╔══

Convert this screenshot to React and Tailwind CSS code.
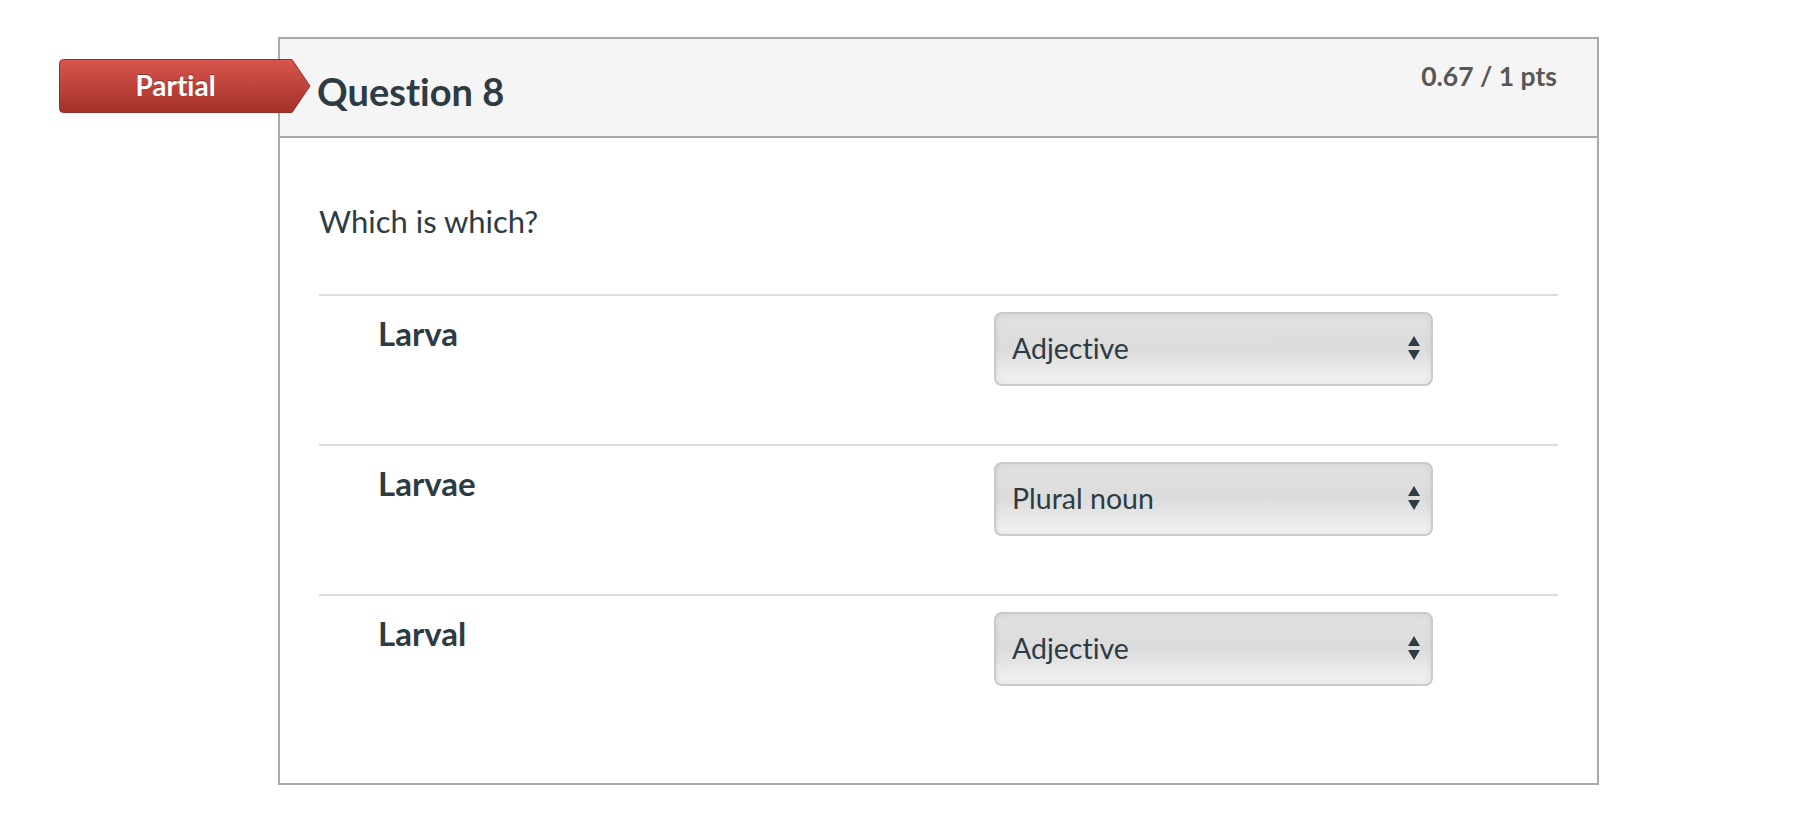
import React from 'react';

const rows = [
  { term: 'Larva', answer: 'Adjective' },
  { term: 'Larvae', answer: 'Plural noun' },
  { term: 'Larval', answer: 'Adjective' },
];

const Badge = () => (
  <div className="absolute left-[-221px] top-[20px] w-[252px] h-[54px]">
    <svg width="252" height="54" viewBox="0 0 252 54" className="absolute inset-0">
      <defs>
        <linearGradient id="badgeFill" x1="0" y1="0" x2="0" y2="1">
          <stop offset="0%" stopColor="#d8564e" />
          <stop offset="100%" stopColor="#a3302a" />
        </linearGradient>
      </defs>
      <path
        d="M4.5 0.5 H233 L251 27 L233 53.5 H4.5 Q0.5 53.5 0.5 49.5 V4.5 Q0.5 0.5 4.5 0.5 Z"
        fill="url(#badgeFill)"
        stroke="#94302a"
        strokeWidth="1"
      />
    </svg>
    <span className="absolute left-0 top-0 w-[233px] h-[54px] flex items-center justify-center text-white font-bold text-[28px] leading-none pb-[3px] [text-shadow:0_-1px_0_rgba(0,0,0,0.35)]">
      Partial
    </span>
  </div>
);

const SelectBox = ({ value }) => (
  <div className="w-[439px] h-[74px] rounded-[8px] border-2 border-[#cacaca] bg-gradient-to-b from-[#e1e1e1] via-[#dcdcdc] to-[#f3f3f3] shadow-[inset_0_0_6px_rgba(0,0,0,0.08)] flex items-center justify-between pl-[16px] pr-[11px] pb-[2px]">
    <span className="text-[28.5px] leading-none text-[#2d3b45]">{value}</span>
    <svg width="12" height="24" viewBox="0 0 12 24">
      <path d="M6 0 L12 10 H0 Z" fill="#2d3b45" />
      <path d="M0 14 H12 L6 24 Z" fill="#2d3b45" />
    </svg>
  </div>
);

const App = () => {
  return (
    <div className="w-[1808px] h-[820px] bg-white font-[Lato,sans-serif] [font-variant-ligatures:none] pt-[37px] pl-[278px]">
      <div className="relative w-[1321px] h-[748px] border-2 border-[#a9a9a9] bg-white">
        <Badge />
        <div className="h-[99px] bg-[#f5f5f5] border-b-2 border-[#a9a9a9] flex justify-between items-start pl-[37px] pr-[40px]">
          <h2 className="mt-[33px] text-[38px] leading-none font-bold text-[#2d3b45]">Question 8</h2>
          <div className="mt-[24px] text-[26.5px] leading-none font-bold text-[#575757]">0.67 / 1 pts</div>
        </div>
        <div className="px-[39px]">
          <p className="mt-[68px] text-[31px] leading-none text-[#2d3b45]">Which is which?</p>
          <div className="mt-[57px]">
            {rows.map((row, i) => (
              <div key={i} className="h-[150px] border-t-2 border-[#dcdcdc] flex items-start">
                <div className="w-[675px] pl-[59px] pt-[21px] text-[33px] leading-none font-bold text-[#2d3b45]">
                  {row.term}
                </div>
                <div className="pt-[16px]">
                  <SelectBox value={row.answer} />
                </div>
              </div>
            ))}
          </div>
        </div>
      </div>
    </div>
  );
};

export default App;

╚══

EXERCISE DETAILS
Give the data above again in full and unchanged, skipping the pictures.

SOLUTION FOR THIS PROBLEM
Convert this screenshot to React and Tailwind CSS code.
import React from 'react';

const rows = [
  { term: 'Larva', answer: 'Adjective' },
  { term: 'Larvae', answer: 'Plural noun' },
  { term: 'Larval', answer: 'Adjective' },
];

const Badge = () => (
  <div className="absolute left-[-221px] top-[20px] w-[252px] h-[54px]">
    <svg width="252" height="54" viewBox="0 0 252 54" className="absolute inset-0">
      <defs>
        <linearGradient id="badgeFill" x1="0" y1="0" x2="0" y2="1">
          <stop offset="0%" stopColor="#d8564e" />
          <stop offset="100%" stopColor="#a3302a" />
        </linearGradient>
      </defs>
      <path
        d="M4.5 0.5 H233 L251 27 L233 53.5 H4.5 Q0.5 53.5 0.5 49.5 V4.5 Q0.5 0.5 4.5 0.5 Z"
        fill="url(#badgeFill)"
        stroke="#94302a"
        strokeWidth="1"
      />
    </svg>
    <span className="absolute left-0 top-0 w-[233px] h-[54px] flex items-center justify-center text-white font-bold text-[28px] leading-none pb-[3px] [text-shadow:0_-1px_0_rgba(0,0,0,0.35)]">
      Partial
    </span>
  </div>
);

const SelectBox = ({ value }) => (
  <div className="w-[439px] h-[74px] rounded-[8px] border-2 border-[#cacaca] bg-gradient-to-b from-[#e1e1e1] via-[#dcdcdc] to-[#f3f3f3] shadow-[inset_0_0_6px_rgba(0,0,0,0.08)] flex items-center justify-between pl-[16px] pr-[11px] pb-[2px]">
    <span className="text-[28.5px] leading-none text-[#2d3b45]">{value}</span>
    <svg width="12" height="24" viewBox="0 0 12 24">
      <path d="M6 0 L12 10 H0 Z" fill="#2d3b45" />
      <path d="M0 14 H12 L6 24 Z" fill="#2d3b45" />
    </svg>
  </div>
);

const App = () => {
  return (
    <div className="w-[1808px] h-[820px] bg-white font-[Lato,sans-serif] [font-variant-ligatures:none] pt-[37px] pl-[278px]">
      <div className="relative w-[1321px] h-[748px] border-2 border-[#a9a9a9] bg-white">
        <Badge />
        <div className="h-[99px] bg-[#f5f5f5] border-b-2 border-[#a9a9a9] flex justify-between items-start pl-[37px] pr-[40px]">
          <h2 className="mt-[33px] text-[38px] leading-none font-bold text-[#2d3b45]">Question 8</h2>
          <div className="mt-[24px] text-[26.5px] leading-none font-bold text-[#575757]">0.67 / 1 pts</div>
        </div>
        <div className="px-[39px]">
          <p className="mt-[68px] text-[31px] leading-none text-[#2d3b45]">Which is which?</p>
          <div className="mt-[57px]">
            {rows.map((row, i) => (
              <div key={i} className="h-[150px] border-t-2 border-[#dcdcdc] flex items-start">
                <div className="w-[675px] pl-[59px] pt-[21px] text-[33px] leading-none font-bold text-[#2d3b45]">
                  {row.term}
                </div>
                <div className="pt-[16px]">
                  <SelectBox value={row.answer} />
                </div>
              </div>
            ))}
          </div>
        </div>
      </div>
    </div>
  );
};

export default App;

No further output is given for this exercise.